グーグルの研究者、人工神経回路による〝アート〟公開
アンドロイドはついに電気羊の夢を見る? 写真から幻想的なイメージ自動作成

赤茶けた木の写真をもとに人工神経回路が修正した画像の例(グーグル)

 あらかじめ人工神経回路に認識させておいた画像をもとに、ソフトウエアが新しい画像イメージを自動的に作りだす。そんな成果を米グーグルの研究者がブログで公開した。これまでのソフトウエアに画像を認識させるやり方とは、いわば正反対のアプローチ。与えられた画像の中から人工神経回路がパターンを見いだし、特徴を認識させておいた動物や建物、物体などのイメージと融合させることで、時に美しく幻想的な、さらにはシュールで不気味な画像をコンピューターで描き出すことに成功している。

 人工神経回路は情報を入力して出力するまで10-30層もの処理レイヤーを持つという。

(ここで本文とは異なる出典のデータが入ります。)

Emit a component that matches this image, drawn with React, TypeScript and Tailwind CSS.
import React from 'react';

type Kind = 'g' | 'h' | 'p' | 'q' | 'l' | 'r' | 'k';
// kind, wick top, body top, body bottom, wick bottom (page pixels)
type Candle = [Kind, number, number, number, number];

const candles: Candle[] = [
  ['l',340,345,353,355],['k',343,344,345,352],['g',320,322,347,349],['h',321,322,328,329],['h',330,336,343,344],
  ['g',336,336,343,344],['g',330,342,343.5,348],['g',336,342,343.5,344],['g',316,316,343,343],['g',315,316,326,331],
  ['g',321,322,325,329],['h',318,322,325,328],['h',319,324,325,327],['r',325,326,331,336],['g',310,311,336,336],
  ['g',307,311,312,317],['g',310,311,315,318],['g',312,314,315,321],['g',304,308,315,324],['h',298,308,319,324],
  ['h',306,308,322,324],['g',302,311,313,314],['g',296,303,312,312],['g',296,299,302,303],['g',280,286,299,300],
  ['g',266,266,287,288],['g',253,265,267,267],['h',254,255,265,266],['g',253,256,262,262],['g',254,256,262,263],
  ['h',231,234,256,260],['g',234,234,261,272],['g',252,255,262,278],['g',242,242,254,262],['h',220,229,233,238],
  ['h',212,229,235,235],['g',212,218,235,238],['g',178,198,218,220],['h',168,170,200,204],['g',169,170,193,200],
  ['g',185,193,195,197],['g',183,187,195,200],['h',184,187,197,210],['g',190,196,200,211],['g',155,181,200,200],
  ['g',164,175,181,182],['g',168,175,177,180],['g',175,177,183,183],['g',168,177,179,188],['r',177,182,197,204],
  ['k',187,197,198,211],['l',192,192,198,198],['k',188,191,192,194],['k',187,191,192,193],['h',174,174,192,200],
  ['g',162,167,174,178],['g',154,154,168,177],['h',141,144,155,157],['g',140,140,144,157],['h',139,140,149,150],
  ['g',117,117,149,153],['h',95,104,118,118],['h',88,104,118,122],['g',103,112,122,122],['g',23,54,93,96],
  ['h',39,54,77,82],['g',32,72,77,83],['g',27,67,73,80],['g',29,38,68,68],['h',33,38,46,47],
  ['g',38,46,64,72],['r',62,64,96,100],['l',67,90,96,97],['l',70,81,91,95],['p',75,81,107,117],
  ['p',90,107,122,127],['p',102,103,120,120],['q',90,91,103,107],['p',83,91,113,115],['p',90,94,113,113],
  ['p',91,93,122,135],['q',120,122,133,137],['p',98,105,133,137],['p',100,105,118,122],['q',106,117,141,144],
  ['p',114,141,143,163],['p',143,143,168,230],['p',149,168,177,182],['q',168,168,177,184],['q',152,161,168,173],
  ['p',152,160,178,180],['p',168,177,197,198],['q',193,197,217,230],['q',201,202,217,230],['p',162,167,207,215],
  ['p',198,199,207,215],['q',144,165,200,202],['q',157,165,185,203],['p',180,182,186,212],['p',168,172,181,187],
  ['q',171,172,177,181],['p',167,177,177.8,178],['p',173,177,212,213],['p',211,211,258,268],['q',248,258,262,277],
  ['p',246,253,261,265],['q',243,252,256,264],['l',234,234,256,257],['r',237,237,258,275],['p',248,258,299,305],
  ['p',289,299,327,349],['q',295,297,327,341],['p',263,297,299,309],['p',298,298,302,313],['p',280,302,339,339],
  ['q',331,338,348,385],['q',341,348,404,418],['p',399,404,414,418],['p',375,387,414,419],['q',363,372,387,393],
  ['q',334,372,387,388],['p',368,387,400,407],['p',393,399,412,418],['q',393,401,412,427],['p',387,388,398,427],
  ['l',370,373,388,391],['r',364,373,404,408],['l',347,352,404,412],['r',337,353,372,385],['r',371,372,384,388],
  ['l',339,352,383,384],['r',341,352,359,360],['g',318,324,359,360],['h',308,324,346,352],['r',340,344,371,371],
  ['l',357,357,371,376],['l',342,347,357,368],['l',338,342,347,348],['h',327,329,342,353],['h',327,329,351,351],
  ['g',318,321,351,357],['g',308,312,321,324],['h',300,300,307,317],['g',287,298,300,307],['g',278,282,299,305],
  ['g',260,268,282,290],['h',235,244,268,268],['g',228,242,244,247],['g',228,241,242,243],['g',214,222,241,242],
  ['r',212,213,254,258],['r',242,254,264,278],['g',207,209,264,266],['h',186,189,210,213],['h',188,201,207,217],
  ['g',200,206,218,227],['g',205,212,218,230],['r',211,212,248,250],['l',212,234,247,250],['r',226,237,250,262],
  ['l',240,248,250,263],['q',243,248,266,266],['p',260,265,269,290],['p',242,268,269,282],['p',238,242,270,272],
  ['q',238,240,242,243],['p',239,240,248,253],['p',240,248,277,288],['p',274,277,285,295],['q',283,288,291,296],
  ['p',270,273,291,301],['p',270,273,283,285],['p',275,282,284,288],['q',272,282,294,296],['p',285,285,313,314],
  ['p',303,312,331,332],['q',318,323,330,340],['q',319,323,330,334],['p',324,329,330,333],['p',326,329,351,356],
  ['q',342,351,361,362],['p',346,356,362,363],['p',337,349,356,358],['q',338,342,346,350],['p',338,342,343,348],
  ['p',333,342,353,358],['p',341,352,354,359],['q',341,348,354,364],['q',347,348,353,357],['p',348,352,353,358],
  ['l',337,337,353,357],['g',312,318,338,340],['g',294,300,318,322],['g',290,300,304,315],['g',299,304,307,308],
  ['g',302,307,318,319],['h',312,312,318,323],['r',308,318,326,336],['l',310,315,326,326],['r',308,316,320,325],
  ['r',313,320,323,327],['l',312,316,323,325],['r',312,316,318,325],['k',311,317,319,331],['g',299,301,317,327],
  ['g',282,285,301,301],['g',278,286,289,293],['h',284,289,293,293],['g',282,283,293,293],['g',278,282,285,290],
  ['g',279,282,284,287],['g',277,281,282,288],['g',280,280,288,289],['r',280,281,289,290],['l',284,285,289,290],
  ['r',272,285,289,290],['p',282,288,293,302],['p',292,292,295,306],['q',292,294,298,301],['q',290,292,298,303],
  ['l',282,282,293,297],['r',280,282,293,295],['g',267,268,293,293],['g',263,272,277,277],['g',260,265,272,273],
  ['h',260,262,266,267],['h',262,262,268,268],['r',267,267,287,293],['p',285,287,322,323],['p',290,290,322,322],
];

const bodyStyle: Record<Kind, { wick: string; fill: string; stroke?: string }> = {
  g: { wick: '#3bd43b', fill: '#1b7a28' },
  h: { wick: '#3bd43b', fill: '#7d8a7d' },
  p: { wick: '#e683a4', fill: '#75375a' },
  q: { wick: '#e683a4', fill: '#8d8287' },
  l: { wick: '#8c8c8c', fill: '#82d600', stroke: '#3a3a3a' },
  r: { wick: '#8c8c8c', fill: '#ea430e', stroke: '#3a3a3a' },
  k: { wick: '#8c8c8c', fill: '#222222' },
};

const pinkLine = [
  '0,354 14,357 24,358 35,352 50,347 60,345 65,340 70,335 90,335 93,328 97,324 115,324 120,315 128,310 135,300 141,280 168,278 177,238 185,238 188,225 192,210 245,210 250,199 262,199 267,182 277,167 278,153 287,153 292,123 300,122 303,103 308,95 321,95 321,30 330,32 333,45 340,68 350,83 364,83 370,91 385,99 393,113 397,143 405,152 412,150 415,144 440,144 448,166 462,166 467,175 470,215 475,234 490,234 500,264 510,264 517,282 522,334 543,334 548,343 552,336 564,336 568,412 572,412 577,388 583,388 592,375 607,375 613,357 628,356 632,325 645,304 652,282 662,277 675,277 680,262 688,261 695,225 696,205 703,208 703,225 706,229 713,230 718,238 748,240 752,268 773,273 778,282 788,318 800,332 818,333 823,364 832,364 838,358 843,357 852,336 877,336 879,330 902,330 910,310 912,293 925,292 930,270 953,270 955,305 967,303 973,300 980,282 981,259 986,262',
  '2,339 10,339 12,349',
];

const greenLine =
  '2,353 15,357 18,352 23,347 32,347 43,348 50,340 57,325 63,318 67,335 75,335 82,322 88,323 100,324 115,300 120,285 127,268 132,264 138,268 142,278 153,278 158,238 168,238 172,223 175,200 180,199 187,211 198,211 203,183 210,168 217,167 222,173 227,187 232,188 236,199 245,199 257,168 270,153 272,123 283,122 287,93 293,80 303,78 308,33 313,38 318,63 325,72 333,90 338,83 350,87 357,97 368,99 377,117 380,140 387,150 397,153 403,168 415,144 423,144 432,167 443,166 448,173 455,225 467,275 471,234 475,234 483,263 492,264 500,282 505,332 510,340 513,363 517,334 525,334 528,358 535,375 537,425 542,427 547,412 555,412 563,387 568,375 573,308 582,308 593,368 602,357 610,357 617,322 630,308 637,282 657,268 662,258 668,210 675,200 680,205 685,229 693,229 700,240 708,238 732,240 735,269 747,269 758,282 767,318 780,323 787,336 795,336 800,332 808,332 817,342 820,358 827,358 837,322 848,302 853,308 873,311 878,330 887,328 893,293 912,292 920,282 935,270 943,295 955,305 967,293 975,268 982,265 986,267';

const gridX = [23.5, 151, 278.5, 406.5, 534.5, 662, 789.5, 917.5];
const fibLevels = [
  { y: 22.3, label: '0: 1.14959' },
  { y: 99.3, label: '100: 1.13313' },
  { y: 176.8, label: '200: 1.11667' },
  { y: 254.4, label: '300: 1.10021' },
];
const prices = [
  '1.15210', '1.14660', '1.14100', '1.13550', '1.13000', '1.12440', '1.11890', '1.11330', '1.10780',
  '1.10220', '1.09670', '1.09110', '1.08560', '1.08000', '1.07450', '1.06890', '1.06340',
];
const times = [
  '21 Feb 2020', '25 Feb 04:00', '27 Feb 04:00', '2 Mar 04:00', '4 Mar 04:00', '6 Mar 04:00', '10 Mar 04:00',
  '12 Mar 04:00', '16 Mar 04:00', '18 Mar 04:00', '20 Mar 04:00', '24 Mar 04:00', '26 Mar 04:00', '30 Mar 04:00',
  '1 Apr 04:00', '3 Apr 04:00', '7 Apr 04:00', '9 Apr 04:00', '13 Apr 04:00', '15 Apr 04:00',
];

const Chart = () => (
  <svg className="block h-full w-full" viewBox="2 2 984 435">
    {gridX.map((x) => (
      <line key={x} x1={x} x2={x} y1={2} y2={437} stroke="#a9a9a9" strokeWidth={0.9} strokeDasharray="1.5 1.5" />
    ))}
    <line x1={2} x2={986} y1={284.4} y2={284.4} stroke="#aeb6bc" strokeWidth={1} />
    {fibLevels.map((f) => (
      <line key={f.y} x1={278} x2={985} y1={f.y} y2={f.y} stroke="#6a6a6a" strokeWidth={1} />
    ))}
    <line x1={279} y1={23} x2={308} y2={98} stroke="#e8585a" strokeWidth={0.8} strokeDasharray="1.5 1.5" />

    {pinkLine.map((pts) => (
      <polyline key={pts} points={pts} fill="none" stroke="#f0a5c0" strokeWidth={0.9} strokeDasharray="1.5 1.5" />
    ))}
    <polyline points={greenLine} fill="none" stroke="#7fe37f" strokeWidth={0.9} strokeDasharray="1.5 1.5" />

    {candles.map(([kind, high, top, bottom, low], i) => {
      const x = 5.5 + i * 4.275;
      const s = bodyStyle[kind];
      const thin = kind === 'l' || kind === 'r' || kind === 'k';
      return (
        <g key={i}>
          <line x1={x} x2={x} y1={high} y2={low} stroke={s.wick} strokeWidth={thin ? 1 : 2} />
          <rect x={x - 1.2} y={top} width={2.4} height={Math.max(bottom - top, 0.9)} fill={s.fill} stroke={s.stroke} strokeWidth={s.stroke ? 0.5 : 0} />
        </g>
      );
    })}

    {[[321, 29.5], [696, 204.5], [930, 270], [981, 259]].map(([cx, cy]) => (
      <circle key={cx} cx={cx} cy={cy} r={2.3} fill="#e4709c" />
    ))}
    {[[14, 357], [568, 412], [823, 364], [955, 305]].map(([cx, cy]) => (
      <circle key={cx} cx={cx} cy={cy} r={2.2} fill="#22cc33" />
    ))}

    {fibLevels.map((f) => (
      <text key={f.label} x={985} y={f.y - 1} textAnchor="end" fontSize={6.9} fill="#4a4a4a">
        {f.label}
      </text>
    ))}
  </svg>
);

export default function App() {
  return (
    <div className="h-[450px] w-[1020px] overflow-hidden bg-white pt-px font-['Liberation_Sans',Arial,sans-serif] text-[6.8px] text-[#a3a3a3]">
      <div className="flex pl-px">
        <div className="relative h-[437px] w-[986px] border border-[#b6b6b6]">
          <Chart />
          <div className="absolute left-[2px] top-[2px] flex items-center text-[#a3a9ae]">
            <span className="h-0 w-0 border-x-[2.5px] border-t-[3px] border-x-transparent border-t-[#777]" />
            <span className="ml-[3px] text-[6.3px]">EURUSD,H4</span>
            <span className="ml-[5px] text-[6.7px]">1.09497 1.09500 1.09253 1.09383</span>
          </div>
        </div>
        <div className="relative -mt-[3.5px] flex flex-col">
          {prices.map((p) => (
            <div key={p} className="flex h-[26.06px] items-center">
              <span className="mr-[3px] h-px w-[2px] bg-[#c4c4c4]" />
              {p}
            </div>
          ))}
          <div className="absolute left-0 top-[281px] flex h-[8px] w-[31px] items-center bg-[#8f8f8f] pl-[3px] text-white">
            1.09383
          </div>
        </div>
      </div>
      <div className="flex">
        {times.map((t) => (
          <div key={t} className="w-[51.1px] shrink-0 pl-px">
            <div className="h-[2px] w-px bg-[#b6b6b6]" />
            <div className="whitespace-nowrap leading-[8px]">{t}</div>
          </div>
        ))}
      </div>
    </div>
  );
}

その中で、最初の低位レイヤーが画像のエッジやコーナーを抽出、中間レイヤーで全体の形や構成要素を見出すための基本的な特徴を解釈し、最終段階のレイヤーでこれらを組み合わせる。

 今回の研究では、人工神経回路が画像の特定のパターンを例えば雲の模様を「犬」や「鳥」などと解釈し、レイヤー間でフィードバックループをかけ解釈したイメージの部分を強調しながら、画像に修正をかけて完成させる。
 
 何層もの深い夢をテーマにした映画の「インセプション」にならってか、こうした手法で描かれた一連の絵の流派をグーグルの研究者は「インセプショニズム」と名付け、ネット上のギャラリーに公開した。

 写真や絵をベースにしたものだけでなく、細かい色の点が混ざったランダムノイズの画像から、求められたイメージを見つけ出す実験にも挑戦したが、こちらはまだ厳しい様子。「バナナ」では黄色く細長い物体が何本か写り、バナナと見えなくもないというレベル。「パラシュート」や「ネジ(Screw)」はアートな感じながら、それらしく見え、「ヒトデ(Starfish)は全くそのもの。しかもカラフルで美しい。

 ただ、「ダンベル」では、作成したどのイメージも、重りの部分と一緒にダンベルを掴んでいる人間の腕も再現してしまっている。つまり、腕が写り込んでいないダンベルだけのイメージを、ソフトウエア側に「ダンベル」と認識させておく必要があったわけだ。

 機械が夢に目覚めた、といえるのかどうかわからないが、コンピューターを使った新しいアートの誕生には間違いなさそうだ。
ニュースイッチオリジナル
藤元正
藤元正 Fujimoto Tadashi
「コンピューターが意識に目覚め人類を絶滅させた後、人間が洞窟に描かれた原始的な絵を発見した時のようにこの画像を振り返るのではないか」。グーグルのブログに冗談めかした読者の書き込みがあった。意識どころか、知能レベルとしては確かにまだまだ。でも、「インセプション/インセプショニズム」の名前の通り、当の研究者たちは新たな歴史の「始まり」と考えているのかもしれない。